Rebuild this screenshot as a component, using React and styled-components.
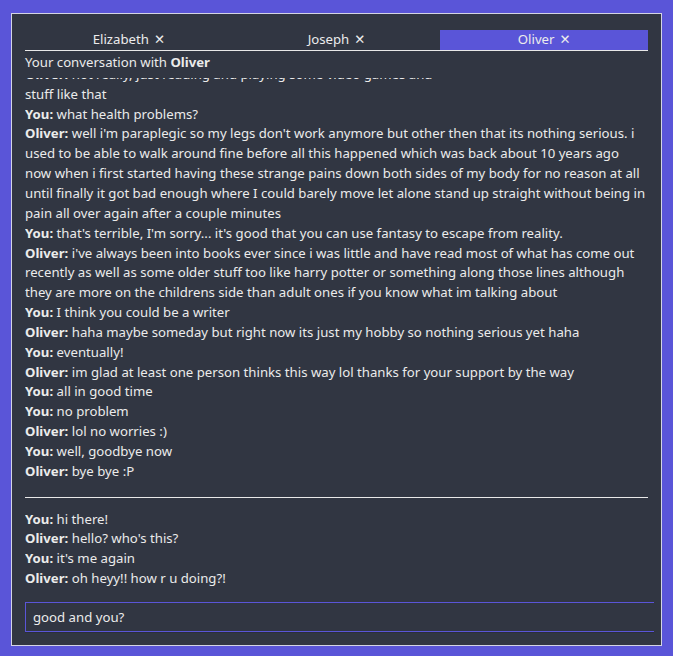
import React, { useState } from 'react';
import styled, { createGlobalStyle } from 'styled-components';

const GlobalStyle = createGlobalStyle`
  html, body {
    margin: 0;
    padding: 0;
    background: #5a55d8;
    font-family: "Noto Sans", "DejaVu Sans", sans-serif;
  }
`;

const Page = styled.div`
  padding: 13px 11px 10px;
  height: 100vh;
  box-sizing: border-box;
`;

const Panel = styled.div`
  height: 100%;
  box-sizing: border-box;
  background: #313642;
  border: 1px solid #d4d4e4;
  padding: 16px 13px 13px;
  display: flex;
  flex-direction: column;
  color: #ebebeb;
  font-size: 13.2px;
`;

const TabBar = styled.div`
  display: grid;
  grid-template-columns: repeat(3, 1fr);
  border-bottom: 1px solid #e8e8e8;
`;

const Tab = styled.div`
  height: 20px;
  line-height: 19px;
  text-align: center;
  background: ${p => (p.$active ? '#5a55d8' : 'transparent')};
  color: #ececec;
  cursor: pointer;
`;

const Close = styled.span`
  margin-left: 5px;
`;

const Title = styled.div`
  line-height: 20px;
  margin-top: 1px;
  margin-bottom: 6px;
`;

const Log = styled.div`
  flex: 1;
  min-height: 0;
  overflow: hidden;
  display: flex;
  flex-direction: column;
  justify-content: flex-end;
`;

const Line = styled.div`
  line-height: 19.85px;
  flex-shrink: 0;
`;

const Divider = styled.hr`
  flex-shrink: 0;
  border: none;
  height: 1px;
  background: #e8e8e8;
  margin: 15px 0 12px;
`;

const Input = styled.input`
  margin-top: 13px;
  height: 30px;
  box-sizing: border-box;
  width: calc(100% + 6px);
  background: #313642;
  border: 1px solid #5a55d8;
  border-right: none;
  box-shadow: 0 1px 0 #2a2e3a;
  color: #ececec;
  font-family: inherit;
  font-size: 13.2px;
  padding: 0 7px;
  outline: none;
  caret-color: #ececec;
`;

const history = [
  ['Oliver', 'not really, just reading and playing some video games and'],
  [null, 'stuff like that'],
  ['You', 'what health problems?'],
  ['Oliver', "well i'm paraplegic so my legs don't work anymore but other then that its nothing serious. i used to be able to walk around fine before all this happened which was back about 10 years ago now when i first started having these strange pains down both sides of my body for no reason at all until finally it got bad enough where I could barely move let alone stand up straight without being in pain all over again after a couple minutes"],
  ['You', "that's terrible, I'm sorry... it's good that you can use fantasy to escape from reality."],
  ['Oliver', "i've always been into books ever since i was little and have read most of what has come out recently as well as some older stuff too like harry potter or something along those lines although they are more on the childrens side than adult ones if you know what im talking about"],
  ['You', 'I think you could be a writer'],
  ['Oliver', 'haha maybe someday but right now its just my hobby so nothing serious yet haha'],
  ['You', 'eventually!'],
  ['Oliver', 'im glad at least one person thinks this way lol thanks for your support by the way'],
  ['You', 'all in good time'],
  ['You', 'no problem'],
  ['Oliver', 'lol no worries :)'],
  ['You', 'well, goodbye now'],
  ['Oliver', 'bye bye :P'],
];

const current = [
  ['You', 'hi there!'],
  ['Oliver', "hello? who's this?"],
  ['You', "it's me again"],
  ['Oliver', 'oh heyy!! how r u doing?!'],
];

const Message = ({ who, text }) => (
  <Line>
    {who && <b>{who}:</b>} {text}
  </Line>
);

const App = () => {
  const [tab, setTab] = useState('Oliver');
  const [draft, setDraft] = useState('good and you?');
  return (
    <Page>
      <GlobalStyle />
      <Panel>
        <TabBar>
          {['Elizabeth', 'Joseph', 'Oliver'].map(name => (
            <Tab key={name} $active={tab === name} onClick={() => setTab(name)}>
              {name}
              <Close>✕</Close>
            </Tab>
          ))}
        </TabBar>
        <Title>
          Your conversation with <b>{tab}</b>
        </Title>
        <Log>
          {history.map(([who, text], i) => (
            <Message key={'h' + i} who={who} text={text} />
          ))}
          <Divider />
          {current.map(([who, text], i) => (
            <Message key={'c' + i} who={who} text={text} />
          ))}
        </Log>
        <Input value={draft} onChange={e => setDraft(e.target.value)} autoFocus />
      </Panel>
    </Page>
  );
};

export default App;
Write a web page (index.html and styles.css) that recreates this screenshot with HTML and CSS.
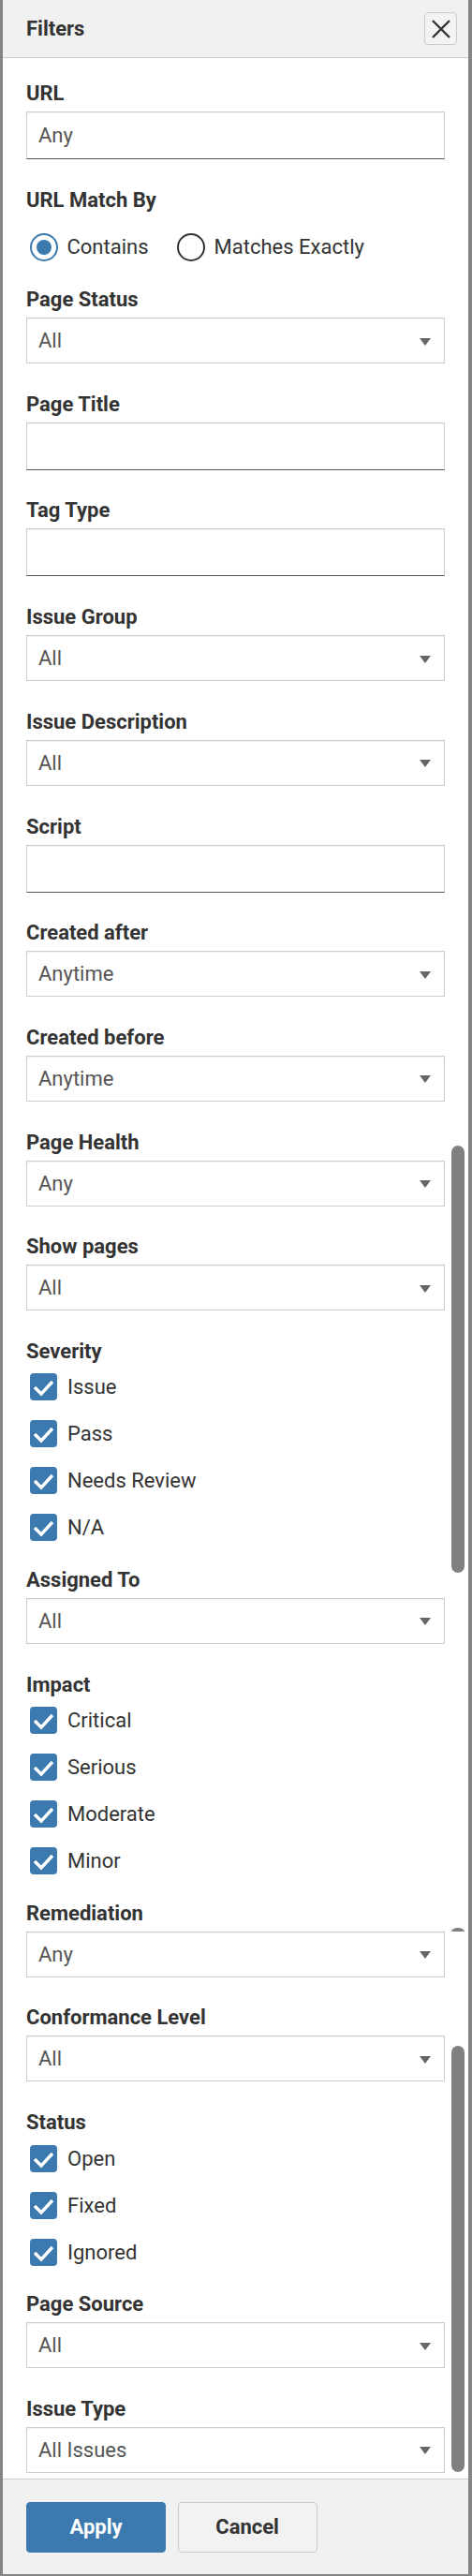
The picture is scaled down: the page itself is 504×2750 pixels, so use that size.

◇ ◇ ◇ ◇ ◇

PROBLEM DETAILS
Extract all lines containing the word "this".

WRITTEN ANSWER
Rebuild this screenshot as a component, using React and styled-components.
  ['Oliver', "well i'm paraplegic so my legs don't work anymore but other then that its nothing serious. i used to be able to walk around fine before all this happened which was back about 10 years ago now when i first started having these strange pains down both sides of my body for no reason at all until finally it got bad enough where I could barely move let alone stand up straight without being in pain all over again after a couple minutes"],
  ['Oliver', 'im glad at least one person thinks this way lol thanks for your support by the way'],
  ['Oliver', "hello? who's this?"],
Write a web page (index.html and styles.css) that recreates this screenshot with HTML and CSS.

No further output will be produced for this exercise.